By William Shughart • Thursday November 13, 2014 10:11 AM PST •
Yesterday I blogged on President Obama’s ill-conceived and statist call for the Federal Communications Commission (FCC) to regulate the Internet so as to prevent Internet Service Providers (ISPs), companies like Comcast, Time Warner, and AT&T, from charging differentially higher fees to Netflix, Amazon Prime, and other broadband “hogs” for subscribers’ access to online content. Here are some additional thoughts.
Because Google and other content providers will likely undermine the monopoly powers of today’s cable-based “gatekeepers” in the near future, it seems odd that “net neutrality” lately has become a clarion call of Barack Obama’s failed presidency. Moreover, the issue is hardly new.
The source of today’s online bottleneck can be traced back to local and regional government authorities, who quickly recognized the benefits (to them personally) of creating and granting exclusive franchises to one ISP that would, for the term of the contract, be a monopolist. (Government officials can extract more rents if they negotiate with only a handful of contestants.) Given that only one ISP would “win” the right to provide online content to local customers, the local monopolists also recognized a benefit of exclusive franchises: They would have the freedom to discriminate against some content suppliers by adding extra fees for privileged access.
So, a simple solution to the absence of net neutrality is readily available: Foster competition between ISPs.
Some people might raise the objection that, in this realm, robust competition for consumer dollars is unlikely because the suppliers of connections to the Internet are “natural monopolists”. In fact, ISPs are not “natural monopolists” as some commentators would have us believe.
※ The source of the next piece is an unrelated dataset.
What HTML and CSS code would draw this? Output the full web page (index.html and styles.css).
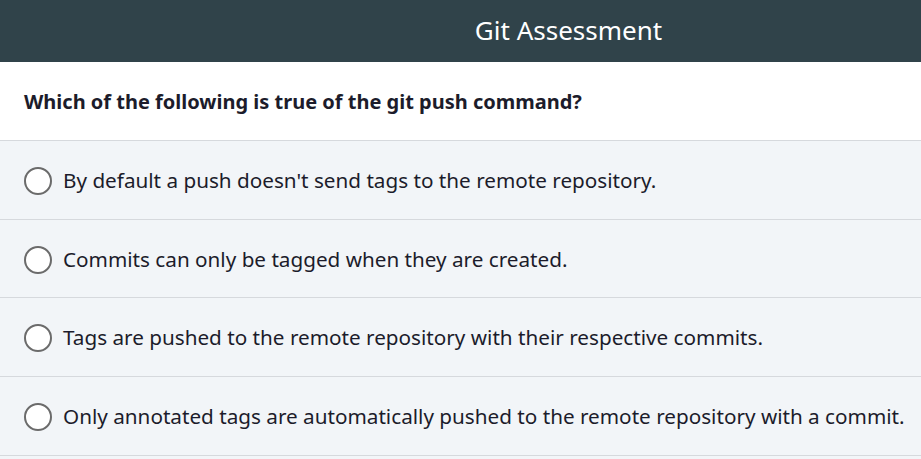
FILE: index.html
```html
<!DOCTYPE html>
<html lang="en">
<head>
    <meta charset="UTF-8">
    <meta name="viewport" content="width=device-width, initial-scale=1.0">
    <title>Git Assessment</title>

    <link rel="stylesheet" href="styles.css">
</head>
<body>
    <div id="header">
        <div id="title">Git Assessment</div>
    </div>

    <div id="question">
        Which of the following is true of the git push command?
    </div>

    <div id="answers">
        <label class="answer">
            <span class="radio"></span>
            <span class="text">By default a push doesn't send tags to the remote repository.</span>
        </label>
        <label class="answer">
            <span class="radio"></span>
            <span class="text">Commits can only be tagged when they are created.</span>
        </label>
        <label class="answer">
            <span class="radio"></span>
            <span class="text">Tags are pushed to the remote repository with their respective commits.</span>
        </label>
        <label class="answer">
            <span class="radio"></span>
            <span class="text">Only annotated tags are automatically pushed to the remote repository with a commit.</span>
        </label>
    </div>
</body>
</html>
```

FILE: styles.css
```css
html, body {
    height: 100%;
    overflow: hidden;
}

body {
    padding: 0;
    margin: 0;
    background-color: #f2f5f8;
    font-family: "Noto Sans", "Open Sans", sans-serif;
    color: #1c1c2b;
}

#header {
    height: 62px;
    background: #30434a;
    display: flex;
    align-items: center;
    justify-content: center;
    padding-left: 216px;
}

#title {
    color: white;
    font-size: 26px;
    margin-top: -2px;
}

#question {
    background: white;
    height: 79px;
    box-sizing: border-box;
    padding: 0 24px;
    display: flex;
    align-items: center;
    font-size: 20px;
    font-weight: bold;
    border-bottom: 1px solid #d6d9dd;
}

#answers {
    display: flex;
    flex-direction: column;
}

.answer {
    height: 78.7px;
    box-sizing: border-box;
    display: flex;
    align-items: center;
    gap: 11px;
    padding: 0 24px;
    border-bottom: 1px solid #d6d9dd;
    font-size: 20.7px;
    white-space: nowrap;
    cursor: pointer;
}

.radio {
    width: 28px;
    height: 28px;
    box-sizing: border-box;
    border: 2px solid #6b6b6b;
    border-radius: 50%;
    background: white;
    flex-shrink: 0;
    margin-top: 2px;
}
```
They are local government-granted monopolies. (Even Frederic Scherer, the author of the influential textbook Industrial Market Structure and Economic Performance, wrote that such claims of “natural monopoly” are “trumped up.”) Competition between ISPs nowadays is a contest for the favors of mayors and city councils who ultimately will determine who will win the exclusive franchise; it is not competition for the business of paying customers.
If public policy were to encourage competition between ISPs at the local level, the debate about net neutrality would die in short order because each of the rivals would have incentives to provide content at the lowest possible price.